Mon, 28 Jun 1999

Hotels push Indonesia to tourists

By Christiani S.A. Tumelap

JAKARTA (JP): Major local hotels are gearing up for a big sales promotion to benefit from early signs of an economic recovery and growing confidence in the country's security situation.

According to the public relations manager of the Jakarta Hilton International, Dewi Widiyanti, the hotel will improve its business contacts with foreign travel agencies to take advantage of the momentum.

The special emphasis in the promotion program will be on attracting tourists from the Middle East and Eastern Europe to Indonesia, she said.

Dewi said the Hilton recently, in cooperation with the Ministry of Tourism, Culture and Arts, arranged a visit of a delegation from East European and Middle Eastern countries, consisting of travel agent representatives, travel writers and journalists to see Indonesia's tourism potential.

"The situation has become more stable now, making it easier for us to sell," she told The Jakarta Post.

The relatively peaceful general election early this month has brought new hope for a quicker recovery in the country's economy. Economic indicators are improving, with the rupiah showing strength and the inflation rate easing.

Reports of religious and ethnic unrest in several parts of the country over the past several months discouraged foreigners from visiting Indonesia, emptying most of the country's star-rated hotels, which also lost their local clientele due to the country's worst ever economic crisis.
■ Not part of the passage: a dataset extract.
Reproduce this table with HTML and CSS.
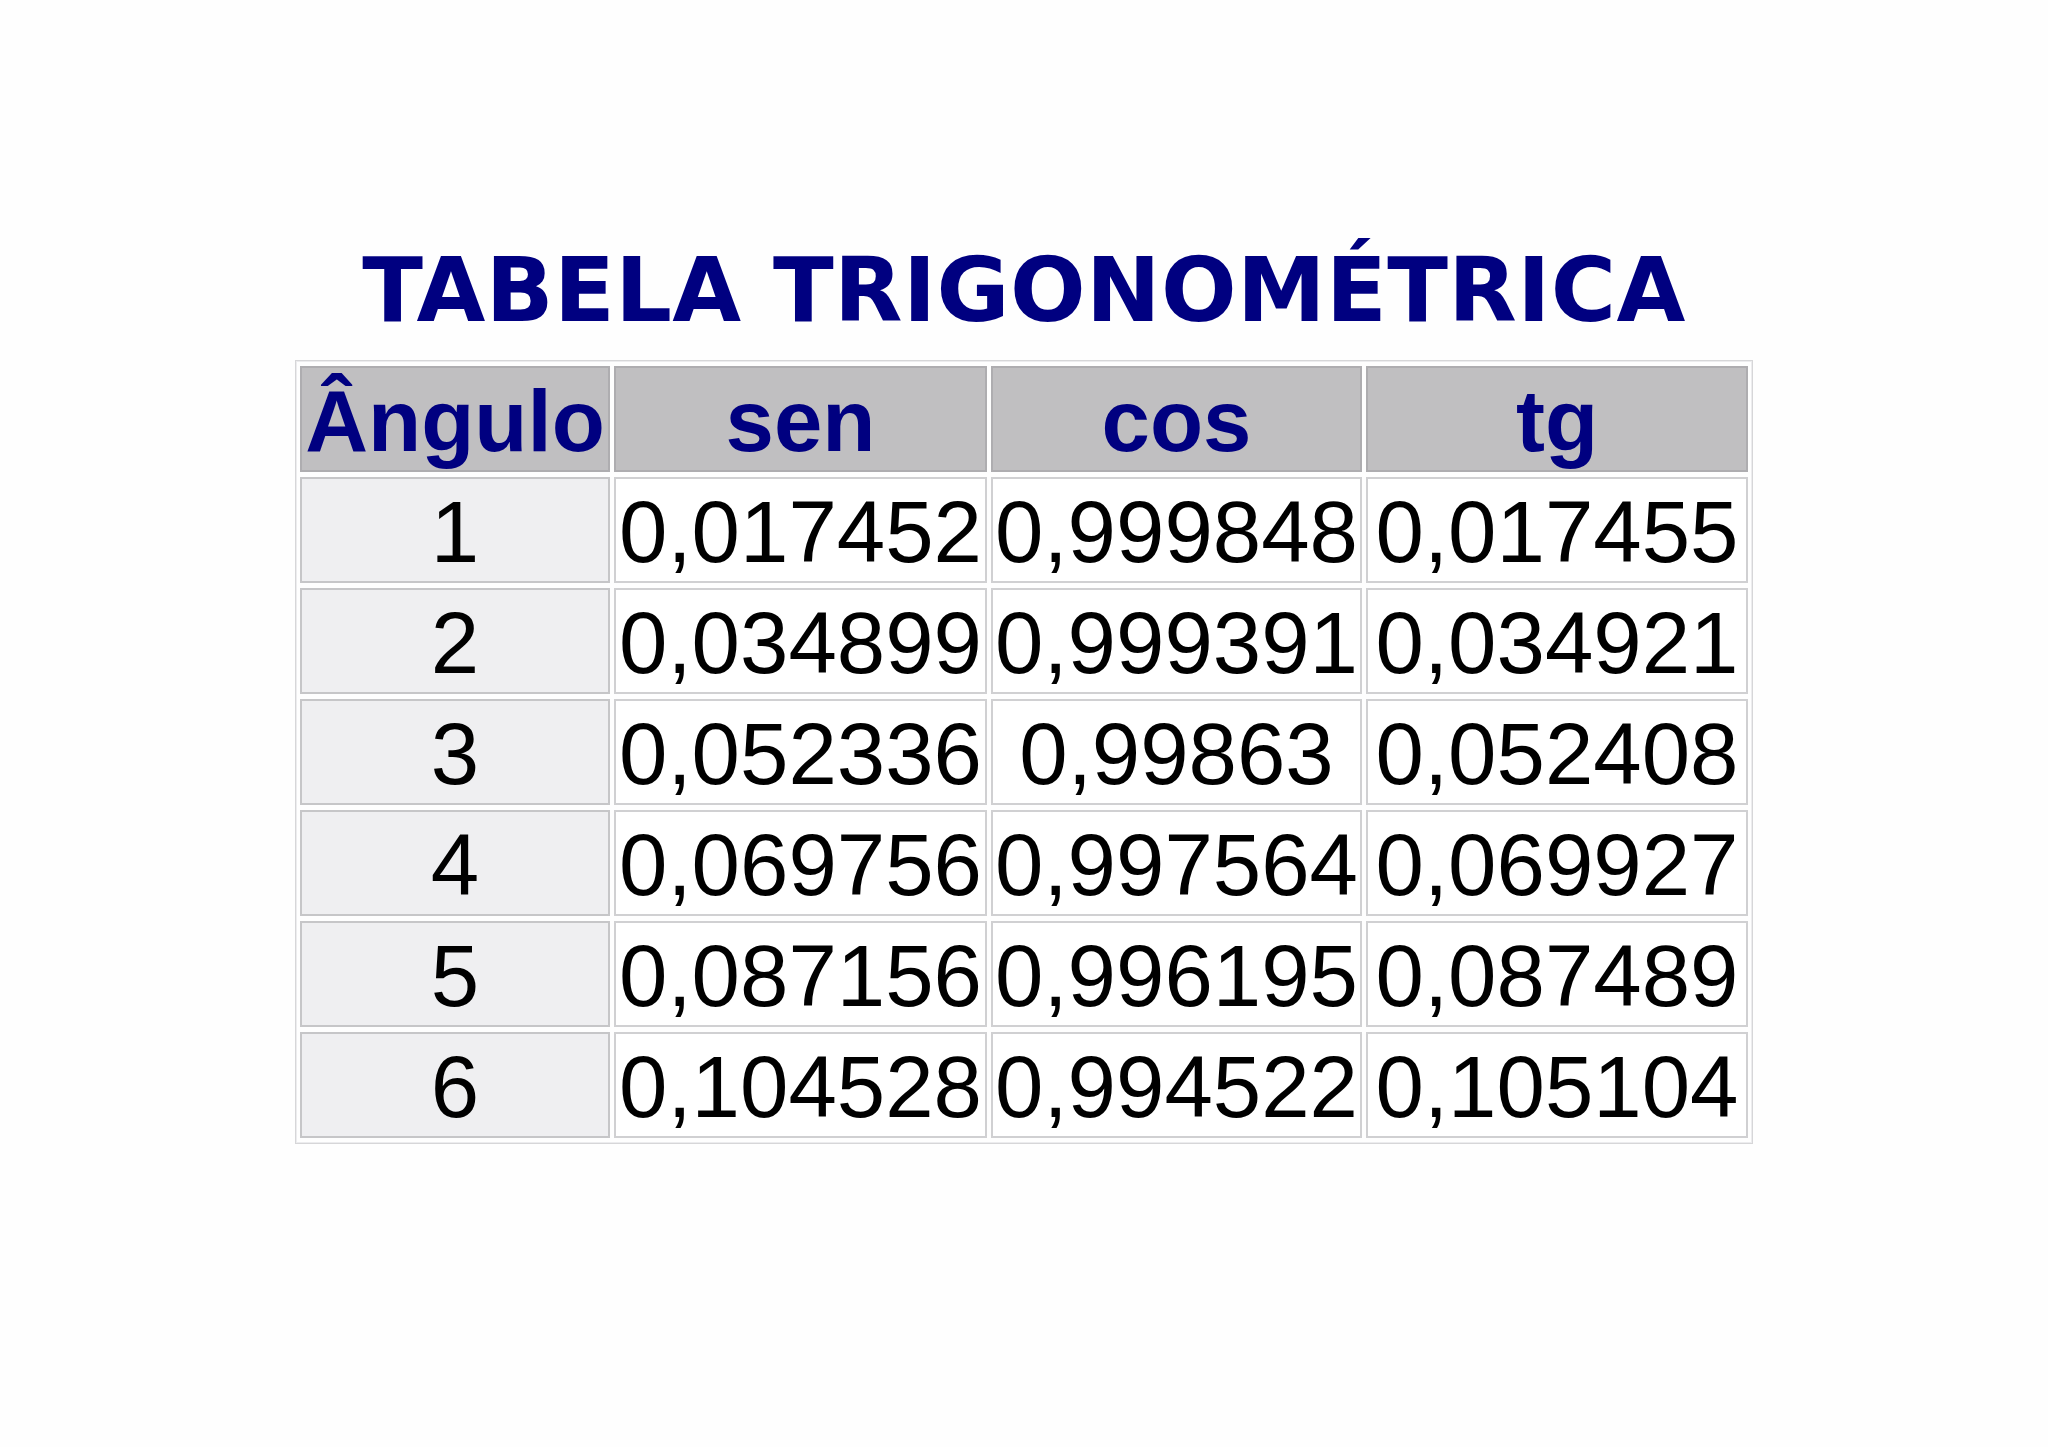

The Mandarin Oriental hotel's public relations manager, Ria Leimena, said the hotel had also begun to boost its promotions.

"We promote our hotel here through all Mandarin chains worldwide. We inform people out there that they have more than a hundred reasons to visit Jakarta now," she said.

She said the hotel was also active in promoting tourism in Jakarta by, among other things, participating in the current Bali Travel Mart and launching a Jakarta food promotion.

Meanwhile, the Gran Melia hotel has been targeting Indonesians and expatriates here by opening a new bar, Kelts, and has prepared a special room package, according to public relations manager Hanum Yahya.

"We hope the package will bring more guests to stay in our hotel, just as the new pub has done for us," she told the Post.

She said the room package, costing Rp 650,000 and including breakfast for two and entrance to a fitness center, would be effective from July 15.

Nadira Alatas Sriwijanarko, public relations manager of The Dharmawangsa, said the hotel was also offering discounts, including the Tropical Summer and Week End packages.

"The Week End package is mostly taken by Indonesians. We have so far three to four bookings per month," she told the Post.

She said the packages, costing US$180 and Rp 2 million respectively per night for two people, excluding tax and service charges, include breakfast at the hotel's Jakarta Restaurant or in-room dining, traditional massage in the Spa, use of fitness facilities and one return limousine transfer.

Despite the heady onset of promotions, hotel operators remain cautious about the stability situation in the country, due to the delayed vote count and the presidential election scheduled for November.

Dewi from the Hilton expressed the concern that tourists would not automatically come to Indonesia just because the campaign and voting went well.

"Things seem to be fine here now. But people out there probably will not come straight away because this is not the end of the whole process," she said.

Hanum said Gran Melia has hired an Australian security management company to train their staff on contingency plans for an emergency situation.

"We are very optimist that more tourists will come and stay in our hotel, especially because ours is located in quite a safe area near the president's residence," she said.

"But we have to be realistic too," Hanum added.

Hotel operators said the smooth completion of campaigning and vote-casting have helped increase room demand, though only very slightly.

The average room occupancy rate for Mandarin is currently between 32 percent and 34 percent, up from an average of 30 percent in May, while Gran Melia's stands at around 25 percent to 30 percent, up from 25 percent in May.